Instructions for the task: Where the string "that" occurs in the material below, report the whole line.
'''
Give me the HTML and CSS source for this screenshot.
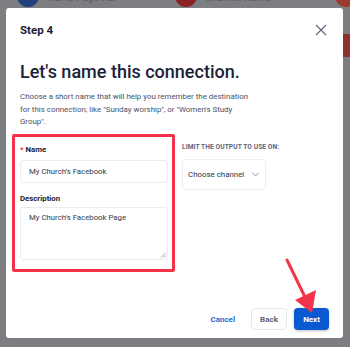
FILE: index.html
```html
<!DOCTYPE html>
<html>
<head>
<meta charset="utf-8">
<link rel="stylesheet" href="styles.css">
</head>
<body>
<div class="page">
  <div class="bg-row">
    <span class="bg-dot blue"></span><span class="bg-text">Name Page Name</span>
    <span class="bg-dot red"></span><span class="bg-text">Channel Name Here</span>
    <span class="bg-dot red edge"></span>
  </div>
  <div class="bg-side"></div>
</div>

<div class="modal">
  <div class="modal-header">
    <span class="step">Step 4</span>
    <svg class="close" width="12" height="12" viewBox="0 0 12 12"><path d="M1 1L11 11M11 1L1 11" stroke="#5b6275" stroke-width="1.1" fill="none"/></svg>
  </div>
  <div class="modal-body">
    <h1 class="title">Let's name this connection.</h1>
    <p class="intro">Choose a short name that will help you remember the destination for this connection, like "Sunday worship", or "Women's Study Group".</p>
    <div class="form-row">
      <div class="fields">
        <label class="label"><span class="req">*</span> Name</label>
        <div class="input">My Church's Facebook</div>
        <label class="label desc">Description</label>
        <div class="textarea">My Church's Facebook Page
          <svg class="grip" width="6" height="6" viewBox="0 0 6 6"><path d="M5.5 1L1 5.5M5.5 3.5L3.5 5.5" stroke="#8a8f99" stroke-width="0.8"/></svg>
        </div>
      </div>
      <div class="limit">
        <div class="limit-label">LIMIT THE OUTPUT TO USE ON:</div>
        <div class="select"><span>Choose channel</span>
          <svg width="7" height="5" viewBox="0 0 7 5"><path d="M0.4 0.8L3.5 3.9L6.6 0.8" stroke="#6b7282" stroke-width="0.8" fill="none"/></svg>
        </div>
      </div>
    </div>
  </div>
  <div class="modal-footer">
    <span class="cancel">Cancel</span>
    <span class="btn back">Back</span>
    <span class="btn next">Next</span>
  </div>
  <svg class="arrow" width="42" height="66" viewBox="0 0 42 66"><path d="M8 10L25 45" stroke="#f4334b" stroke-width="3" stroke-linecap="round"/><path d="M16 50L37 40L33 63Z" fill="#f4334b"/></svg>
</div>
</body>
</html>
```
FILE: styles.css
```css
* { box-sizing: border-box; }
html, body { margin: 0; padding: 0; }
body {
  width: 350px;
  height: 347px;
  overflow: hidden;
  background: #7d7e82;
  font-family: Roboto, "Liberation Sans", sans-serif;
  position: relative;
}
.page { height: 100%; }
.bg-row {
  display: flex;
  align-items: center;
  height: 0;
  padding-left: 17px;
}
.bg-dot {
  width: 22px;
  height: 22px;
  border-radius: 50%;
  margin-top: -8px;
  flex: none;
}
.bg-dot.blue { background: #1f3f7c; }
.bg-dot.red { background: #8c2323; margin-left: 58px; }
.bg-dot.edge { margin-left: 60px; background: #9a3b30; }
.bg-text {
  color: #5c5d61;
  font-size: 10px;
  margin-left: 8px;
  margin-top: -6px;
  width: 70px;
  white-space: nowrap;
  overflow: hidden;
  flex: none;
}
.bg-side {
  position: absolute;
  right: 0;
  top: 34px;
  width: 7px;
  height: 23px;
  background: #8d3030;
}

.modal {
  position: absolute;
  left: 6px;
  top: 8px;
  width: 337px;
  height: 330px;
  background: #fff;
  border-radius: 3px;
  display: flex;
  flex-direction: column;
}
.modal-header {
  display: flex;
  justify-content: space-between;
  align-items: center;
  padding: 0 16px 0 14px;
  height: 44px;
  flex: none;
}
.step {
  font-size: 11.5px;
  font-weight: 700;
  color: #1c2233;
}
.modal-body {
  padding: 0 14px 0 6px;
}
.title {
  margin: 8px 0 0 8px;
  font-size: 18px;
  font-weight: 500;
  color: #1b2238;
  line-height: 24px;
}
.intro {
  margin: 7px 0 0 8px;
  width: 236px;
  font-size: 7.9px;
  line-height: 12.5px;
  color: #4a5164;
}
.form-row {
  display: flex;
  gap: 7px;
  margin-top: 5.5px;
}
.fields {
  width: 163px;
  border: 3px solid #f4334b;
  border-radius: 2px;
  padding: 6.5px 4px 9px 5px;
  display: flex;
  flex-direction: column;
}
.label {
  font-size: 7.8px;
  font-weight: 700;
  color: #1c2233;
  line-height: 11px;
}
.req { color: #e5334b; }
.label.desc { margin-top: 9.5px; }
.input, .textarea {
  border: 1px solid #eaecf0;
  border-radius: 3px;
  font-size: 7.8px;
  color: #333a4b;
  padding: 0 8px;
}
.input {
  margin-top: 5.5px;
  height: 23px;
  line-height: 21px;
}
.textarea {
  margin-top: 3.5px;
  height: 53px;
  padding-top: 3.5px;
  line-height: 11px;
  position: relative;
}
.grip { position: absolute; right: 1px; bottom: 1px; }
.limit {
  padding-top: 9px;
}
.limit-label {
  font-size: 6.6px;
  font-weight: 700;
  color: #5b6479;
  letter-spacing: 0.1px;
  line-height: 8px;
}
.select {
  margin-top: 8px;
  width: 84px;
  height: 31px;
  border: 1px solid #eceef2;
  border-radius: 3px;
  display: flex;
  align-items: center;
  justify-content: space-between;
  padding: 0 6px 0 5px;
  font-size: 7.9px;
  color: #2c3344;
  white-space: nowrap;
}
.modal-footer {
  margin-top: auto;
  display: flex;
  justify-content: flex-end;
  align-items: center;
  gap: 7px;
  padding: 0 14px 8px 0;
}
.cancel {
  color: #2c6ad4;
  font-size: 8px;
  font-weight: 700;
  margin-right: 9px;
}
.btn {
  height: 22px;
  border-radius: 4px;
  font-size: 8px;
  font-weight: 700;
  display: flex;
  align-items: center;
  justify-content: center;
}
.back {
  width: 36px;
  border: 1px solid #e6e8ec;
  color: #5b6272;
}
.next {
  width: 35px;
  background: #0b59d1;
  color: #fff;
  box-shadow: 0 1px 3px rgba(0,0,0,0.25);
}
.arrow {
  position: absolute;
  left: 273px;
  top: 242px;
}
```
'''
'''
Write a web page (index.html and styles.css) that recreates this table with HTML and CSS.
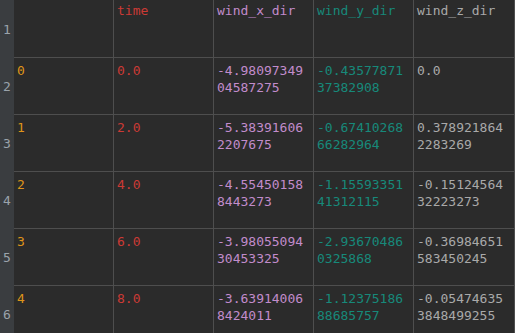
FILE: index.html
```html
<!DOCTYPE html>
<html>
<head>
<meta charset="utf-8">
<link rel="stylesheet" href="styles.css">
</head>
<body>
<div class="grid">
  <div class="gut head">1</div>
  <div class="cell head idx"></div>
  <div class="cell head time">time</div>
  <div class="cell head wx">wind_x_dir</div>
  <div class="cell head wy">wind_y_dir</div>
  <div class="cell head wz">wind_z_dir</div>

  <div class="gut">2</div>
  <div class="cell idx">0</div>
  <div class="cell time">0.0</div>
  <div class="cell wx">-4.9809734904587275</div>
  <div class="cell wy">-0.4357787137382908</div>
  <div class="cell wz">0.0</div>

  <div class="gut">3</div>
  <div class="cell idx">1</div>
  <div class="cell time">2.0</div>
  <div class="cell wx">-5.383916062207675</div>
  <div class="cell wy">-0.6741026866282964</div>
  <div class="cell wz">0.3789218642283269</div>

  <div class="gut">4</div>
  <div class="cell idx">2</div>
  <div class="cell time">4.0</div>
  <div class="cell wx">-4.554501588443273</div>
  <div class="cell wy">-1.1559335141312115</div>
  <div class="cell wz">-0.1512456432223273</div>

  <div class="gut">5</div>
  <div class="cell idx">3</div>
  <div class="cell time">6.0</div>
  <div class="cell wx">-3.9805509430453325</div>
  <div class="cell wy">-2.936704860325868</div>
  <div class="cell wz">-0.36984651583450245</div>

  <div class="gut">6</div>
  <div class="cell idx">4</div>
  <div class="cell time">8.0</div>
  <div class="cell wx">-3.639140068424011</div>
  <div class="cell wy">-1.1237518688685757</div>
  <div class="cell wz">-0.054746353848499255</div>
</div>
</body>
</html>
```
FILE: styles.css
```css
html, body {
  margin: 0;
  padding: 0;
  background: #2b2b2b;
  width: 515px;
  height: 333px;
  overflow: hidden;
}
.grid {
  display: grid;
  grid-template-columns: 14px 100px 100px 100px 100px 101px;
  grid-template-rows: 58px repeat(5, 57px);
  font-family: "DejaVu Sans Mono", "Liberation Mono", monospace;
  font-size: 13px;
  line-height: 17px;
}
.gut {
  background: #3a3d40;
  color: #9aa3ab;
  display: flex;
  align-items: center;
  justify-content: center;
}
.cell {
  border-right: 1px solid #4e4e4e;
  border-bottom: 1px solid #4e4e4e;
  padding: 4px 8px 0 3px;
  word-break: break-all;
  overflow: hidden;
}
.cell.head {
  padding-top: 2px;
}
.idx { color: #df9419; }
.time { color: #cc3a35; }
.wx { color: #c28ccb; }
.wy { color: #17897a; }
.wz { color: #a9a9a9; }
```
'''
Complete response:
    <p class="intro">Choose a short name that will help you remember the destination for this connection, like "Sunday worship", or "Women's Study Group".</p>
Write a web page (index.html and styles.css) that recreates this table with HTML and CSS.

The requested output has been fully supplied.